The review must be blameless. It assumes everyone involved acted with good intentions based on the information available to them. The goal is to fix systems and processes, not to assign fault. Teams that skip this or treat it as a formality tend to see the same categories of outage repeat quarter after quarter, steadily eroding the error budget.
SLO templates are engineering documents, not legal instruments, but they can support compliance programs. Under Sarbanes-Oxley Section 404, public companies must maintain internal controls over financial reporting, and IT systems that process financial data fall within scope. Auditors assess access controls, change management protocols, and monitoring practices for these systems. A well-documented SLO program with dashboards, alerting, and error budget tracking demonstrates that the organization actively monitors the reliability of systems involved in financial reporting.

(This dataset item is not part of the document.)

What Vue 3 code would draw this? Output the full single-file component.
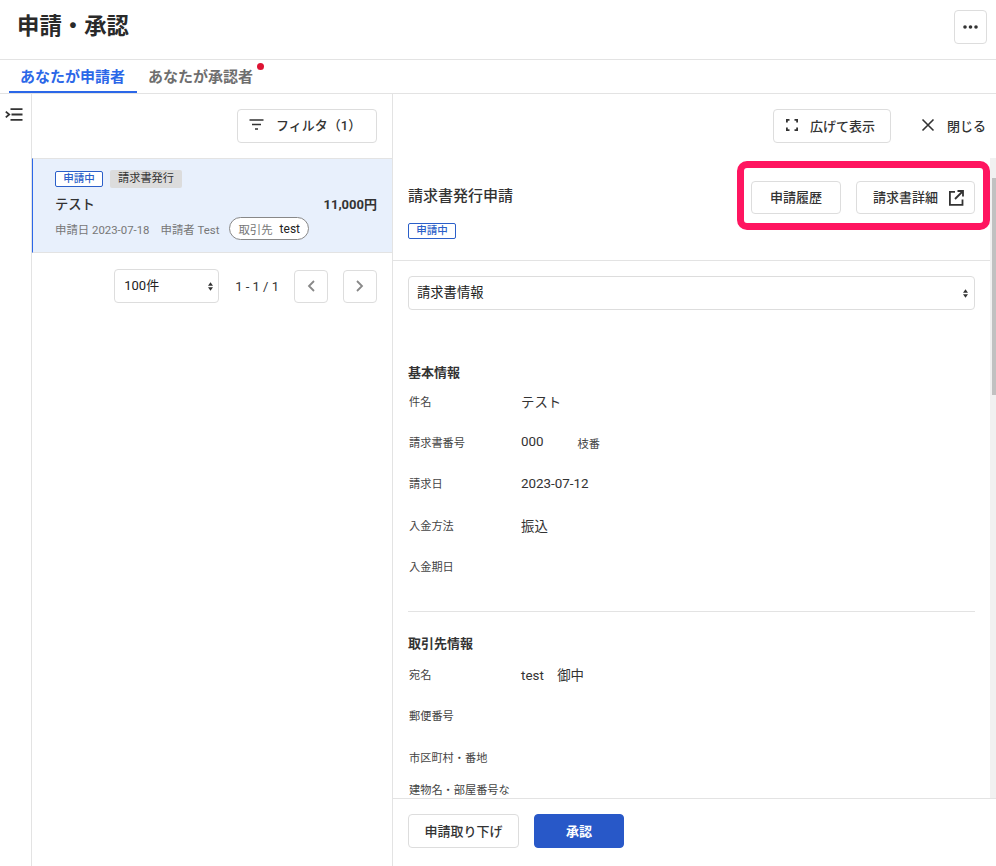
<script setup>
const basicRows = [
  { label: '件名', value: 'テスト' },
  { label: '請求書番号', value: '000', extra: '枝番' },
  { label: '請求日', value: '2023-07-12' },
  { label: '入金方法', value: '振込' },
  { label: '入金期日', value: '' },
]
const clientRows = [
  { label: '宛名', value: 'test　御中' },
  { label: '郵便番号', value: '' },
  { label: '市区町村・番地', value: '' },
  { label: '建物名・部屋番号など', value: '', tall: true },
]
</script>

<template>
  <div class="page">
    <header class="page-header">
      <h1 class="page-title">申請・承認</h1>
      <button class="btn more-btn" aria-label="メニュー">
        <svg width="15" height="4" viewBox="0 0 15 4"><circle cx="2" cy="2" r="1.8" /><circle cx="7.5" cy="2" r="1.8" /><circle cx="13" cy="2" r="1.8" /></svg>
      </button>
    </header>

    <nav class="tabs">
      <span class="tab active">あなたが申請者</span>
      <span class="tab">あなたが承認者<i class="dot"></i></span>
    </nav>

    <div class="body">
      <aside class="rail">
        <svg width="18" height="14" viewBox="0 0 18 14" fill="none" stroke="#333" stroke-width="1.8">
          <path d="M.8 3.6 4.2 6.5.8 9.4" />
          <path d="M5.5 1.2h12M6.5 6.5h11M5.5 11.8h12" />
        </svg>
      </aside>

      <section class="list-pane">
        <div class="list-toolbar">
          <button class="btn filter-btn">
            <svg width="15" height="11" viewBox="0 0 15 11" fill="none" stroke="#333" stroke-width="1.7">
              <path d="M.5 1h14M3 5.5h9M6 10h3" />
            </svg>
            <span>フィルタ（1）</span>
          </button>
        </div>

        <div class="item">
          <div class="item-tags">
            <span class="status">申請中</span>
            <span class="kind">請求書発行</span>
          </div>
          <div class="item-main">
            <span class="item-name">テスト</span>
            <span class="item-price">11,000円</span>
          </div>
          <div class="item-meta">
            <span>申請日 2023-07-18</span>
            <span>申請者 Test</span>
            <span class="client-pill">取引先<b>test</b></span>
          </div>
        </div>

        <div class="pager">
          <div class="select per-page">
            <span>100件</span>
            <svg width="5" height="9" viewBox="0 0 6 10"><path d="M3 0 6 4H0zM3 10 0 6h6z" fill="#333" /></svg>
          </div>
          <span class="pager-count">1 - 1 / 1</span>
          <button class="btn page-btn" aria-label="前へ">
            <svg width="8" height="12" viewBox="0 0 8 12" fill="none" stroke="#888" stroke-width="1.8"><path d="M7 1 2 6l5 5" /></svg>
          </button>
          <button class="btn page-btn" aria-label="次へ">
            <svg width="8" height="12" viewBox="0 0 8 12" fill="none" stroke="#888" stroke-width="1.8"><path d="m1 1 5 5-5 5" /></svg>
          </button>
        </div>
      </section>

      <section class="detail-pane">
        <div class="detail-toolbar">
          <button class="btn expand-btn">
            <svg width="12" height="12" viewBox="0 0 12 12" fill="none" stroke="#333" stroke-width="1.8">
              <path d="M.9 3.5V.9h2.6M8.5.9h2.6v2.6M11.1 8.5v2.6H8.5M3.5 11.1H.9V8.5" />
            </svg>
            <span>広げて表示</span>
          </button>
          <button class="close-btn">
            <svg width="14" height="14" viewBox="0 0 14 14" fill="none" stroke="#333" stroke-width="1.6"><path d="m1.5 1.5 11 11M12.5 1.5l-11 11" /></svg>
            <span>閉じる</span>
          </button>
        </div>

        <div class="detail-scroll">
          <div class="detail-content">
            <div class="detail-head">
              <div class="detail-head-left">
                <h2 class="detail-title">請求書発行申請</h2>
                <span class="status">申請中</span>
              </div>
              <div class="detail-actions">
                <button class="btn action-btn history-btn">申請履歴</button>
                <button class="btn action-btn invoice-btn">
                  <span>請求書詳細</span>
                  <svg width="16" height="16" viewBox="0 0 16 16" fill="none" stroke="#333" stroke-width="1.8">
                    <path d="M7 1.9H1.9v13h12.6V9.5" />
                    <path d="M9.5 1h5.5v5.5M15 1 7 9" />
                  </svg>
                </button>
              </div>
              <div class="highlight"></div>
            </div>

            <div class="detail-form">
              <div class="select section-select">
                <span>請求書情報</span>
                <svg width="5" height="9" viewBox="0 0 6 10"><path d="M3 0 6 4H0zM3 10 0 6h6z" fill="#333" /></svg>
              </div>

              <h3 class="section-title first">基本情報</h3>
              <div v-for="row in basicRows" :key="row.label" class="row">
                <span class="row-label">{{ row.label }}</span>
                <span class="row-value">{{ row.value }}</span>
                <span v-if="row.extra" class="row-extra">{{ row.extra }}</span>
              </div>

              <hr class="divider" />

              <h3 class="section-title client-title">取引先情報</h3>
              <div v-for="row in clientRows" :key="row.label" class="row" :class="{ tall: row.tall }">
                <span class="row-label">{{ row.label }}</span>
                <span class="row-value">{{ row.value }}</span>
              </div>
            </div>
          </div>
          <div class="scrollbar"><div class="scrollbar-thumb"></div></div>
        </div>

        <footer class="detail-footer">
          <button class="btn withdraw-btn">申請取り下げ</button>
          <button class="btn approve-btn">承認</button>
        </footer>
      </section>
    </div>
  </div>
</template>

<style>
html,
body {
  margin: 0;
  background: #fff;
}
</style>

<style scoped>
.page {
  width: 996px;
  height: 866px;
  display: flex;
  flex-direction: column;
  overflow: hidden;
  color: #333;
  font-family: Roboto, "Noto Sans CJK JP", sans-serif;
  font-size: 12px;
}
button {
  font-family: inherit;
}
.btn {
  display: flex;
  align-items: center;
  justify-content: center;
  box-sizing: border-box;
  padding: 0 0 2px;
  background: #fff;
  border: 1px solid #ddd;
  border-radius: 4px;
  color: #333;
  font-weight: 500;
  font-size: 13px;
}
.page-header {
  height: 59px;
  flex: none;
  display: flex;
  align-items: center;
  justify-content: space-between;
  padding: 0 9px 0 17px;
  border-bottom: 1px solid #e3e3e3;
}
.page-title {
  margin: 0 0 7px;
  font-size: 22.4px;
  font-weight: 700;
  line-height: 1.2;
  color: #2a2a2a;
}
.more-btn {
  width: 33px;
  height: 34px;
  padding: 0;
  margin-bottom: 6px;
}
.more-btn svg {
  fill: #333;
}
.tabs {
  height: 33px;
  flex: none;
  display: flex;
  padding-left: 9px;
  border-bottom: 1px solid #e3e3e3;
}
.tab {
  position: relative;
  padding: 0 11px;
  font-size: 15px;
  font-weight: 700;
  line-height: 34px;
  color: #6e6e6e;
}
.tab.active {
  padding-right: 12px;
  color: #2b67e8;
  box-shadow: inset 0 -2px 0 #2b67e8;
}
.dot {
  position: absolute;
  top: 3px;
  right: 0;
  width: 7px;
  height: 7px;
  border-radius: 50%;
  background: #dd1433;
}
.body {
  flex: 1;
  min-height: 0;
  display: flex;
}
.rail {
  width: 26px;
  flex: none;
  border-right: 1px solid #e3e3e3;
  padding: 14px 0 0 5px;
}
.rail svg {
  display: block;
}
.list-pane {
  width: 360px;
  flex: none;
  border-right: 1px solid #e3e3e3;
}
.list-toolbar {
  height: 64px;
  display: flex;
  justify-content: flex-end;
  padding: 15px 15px 0 0;
  box-sizing: border-box;
}
.filter-btn {
  width: 140px;
  height: 34px;
  gap: 12px;
  justify-content: flex-start;
  padding: 0 0 3px 11px;
}
.item {
  height: 95px;
  box-sizing: border-box;
  padding: 11px 15px 0 22px;
  background: #e8f0fc;
  border-top: 1px solid #e3e3e3;
  border-bottom: 1px solid #e3e3e3;
  border-left: 1px solid #2b67e8;
}
.item-tags {
  display: flex;
  align-items: center;
  gap: 7px;
}
.status {
  display: inline-block;
  box-sizing: border-box;
  width: 48px;
  height: 16px;
  border: 1px solid #2b5fc9;
  border-radius: 2px;
  background: #fff;
  color: #2b5fc9;
  font-size: 10.5px;
  font-weight: 500;
  line-height: 14px;
  text-align: center;
}
.kind {
  height: 18px;
  padding: 0 8px;
  border-radius: 2px;
  background: #dcdcdc;
  font-size: 11.2px;
  line-height: 18px;
  color: #333;
}
.item-main {
  display: flex;
  justify-content: space-between;
  align-items: center;
  margin-top: 5px;
  height: 20px;
}
.item-name {
  font-size: 13.3px;
  font-weight: 500;
}
.item-price {
  font-size: 13px;
  font-weight: 700;
}
.item-meta {
  display: flex;
  align-items: center;
  gap: 11px;
  margin-top: 4px;
  font-size: 11.4px;
  color: #777;
}
.client-pill {
  display: inline-flex;
  align-items: center;
  gap: 7px;
  height: 23px;
  box-sizing: border-box;
  margin-left: -1px;
  padding: 0 8px;
  border: 1px solid #888;
  border-radius: 12px;
  background: #fff;
}
.client-pill b {
  font-weight: 400;
  font-size: 12px;
  color: #222;
}
.pager {
  display: flex;
  align-items: center;
  justify-content: flex-end;
  padding: 16px 15px 0 0;
}
.select {
  display: flex;
  align-items: center;
  justify-content: space-between;
  box-sizing: border-box;
  height: 34px;
  border: 1px solid #ddd;
  border-radius: 4px;
  background: #fff;
  color: #222;
}
.select span {
  padding-bottom: 3px;
}
.per-page {
  width: 105px;
  padding: 0 5px 0 9px;
  font-size: 13px;
}
.pager-count {
  margin: 0 15px 0 16px;
  font-size: 13px;
}
.page-btn {
  width: 34px;
  height: 33px;
  margin-left: 15px;
  padding: 0;
}
.pager-count + .page-btn {
  margin-left: 0;
}
.detail-pane {
  flex: 1;
  min-width: 0;
  display: flex;
  flex-direction: column;
}
.detail-toolbar {
  height: 64px;
  flex: none;
  display: flex;
  justify-content: flex-end;
  padding: 15px 10px 0 0;
  box-sizing: border-box;
  gap: 30px;
}
.expand-btn {
  width: 118px;
  height: 34px;
  gap: 12px;
  justify-content: flex-start;
  padding-left: 12px;
}
.close-btn {
  display: flex;
  align-items: center;
  height: 34px;
  gap: 12px;
  padding: 0 0 2px;
  border: 0;
  background: none;
  color: #333;
  font-size: 13px;
  font-weight: 500;
}
.detail-scroll {
  flex: 1;
  min-height: 0;
  display: flex;
  overflow: hidden;
}
.detail-content {
  flex: 1;
  min-width: 0;
}
.detail-head {
  position: relative;
  height: 103px;
  display: flex;
  justify-content: space-between;
  box-sizing: border-box;
  padding: 23px 15px 0 15px;
  border-bottom: 1px solid #e3e3e3;
}
.detail-title {
  margin: 4px 0 16px;
  font-size: 15px;
  font-weight: 500;
  line-height: 22px;
  color: #333;
}
.detail-head-left .status {
  display: block;
}
.detail-actions {
  display: flex;
  gap: 15px;
}
.action-btn {
  height: 33px;
}
.history-btn {
  width: 90px;
}
.invoice-btn {
  width: 119px;
  gap: 10px;
  justify-content: flex-start;
  padding-left: 16px;
}
.invoice-btn svg {
  margin-top: 2px;
}
.highlight {
  position: absolute;
  top: 3px;
  right: 0;
  width: 253px;
  height: 69px;
  box-sizing: border-box;
  border: 7px solid #ff1560;
  border-radius: 10px;
  pointer-events: none;
}
.detail-form {
  padding: 15px 15px 0 15px;
}
.section-select {
  height: 34px;
  padding: 0 6px 0 8px;
  font-size: 13.3px;
}
.section-title {
  margin: 0;
  font-size: 13px;
  font-weight: 700;
  line-height: 18px;
  color: #333;
}
.section-title.first {
  margin-top: 54px;
}
.section-title.client-title {
  margin-bottom: 2px;
}
.row {
  display: flex;
  align-items: center;
  height: 41.3px;
  margin-top: -2px;
  margin-bottom: 2px;
}
.row.tall {
  align-items: flex-start;
  margin-top: 6px;
}
.row-label {
  width: 102px;
  margin-right: 10px;
  padding: 4px 0 0 1px;
  flex: none;
  font-size: 11.2px;
  line-height: 16px;
  color: #444;
}
.row.tall .row-label {
  padding-top: 0;
}
.row-value {
  font-size: 13.4px;
  color: #333;
}
.row-extra {
  margin-left: 34px;
  padding-top: 2px;
  font-size: 11.2px;
  color: #444;
}
.divider {
  margin: 25px 0 23px;
  border: 0;
  border-top: 1px solid #e3e3e3;
}
.scrollbar {
  width: 4px;
  padding: 20px 0 0 2px;
  flex: none;
  background: #f1f1f1;
}
.scrollbar-thumb {
  height: 217px;
  background: #c1c1c1;
}
.detail-footer {
  height: 68px;
  flex: none;
  display: flex;
  gap: 15px;
  padding: 15px 0 0 15px;
  box-sizing: border-box;
  border-top: 1px solid #e3e3e3;
}
.withdraw-btn {
  width: 111px;
  height: 34px;
}
.approve-btn {
  width: 90px;
  height: 34px;
  background: #2858c8;
  border-color: #2858c8;
  color: #fff;
  font-weight: 700;
}
</style>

SLO documentation doesn’t satisfy SOX requirements on its own. It’s one piece of a broader internal controls framework. But when auditors ask how you monitor the health of systems that touch financial data, having defined objectives with measurement history is far better than having nothing. The key controls that overlap with SLO practices are audit trails that track system changes, monitoring that detects degradation in systems handling financial data, and change management processes that prevent unauthorized modifications.
If your SLOs feed into an externally facing SLA, keep the two documents connected but separate. The SLO is your internal target. The SLA is your contractual promise. When an SLA breach occurs, the SLO history and error budget records serve as evidence of whether the organization had reasonable monitoring and response processes in place.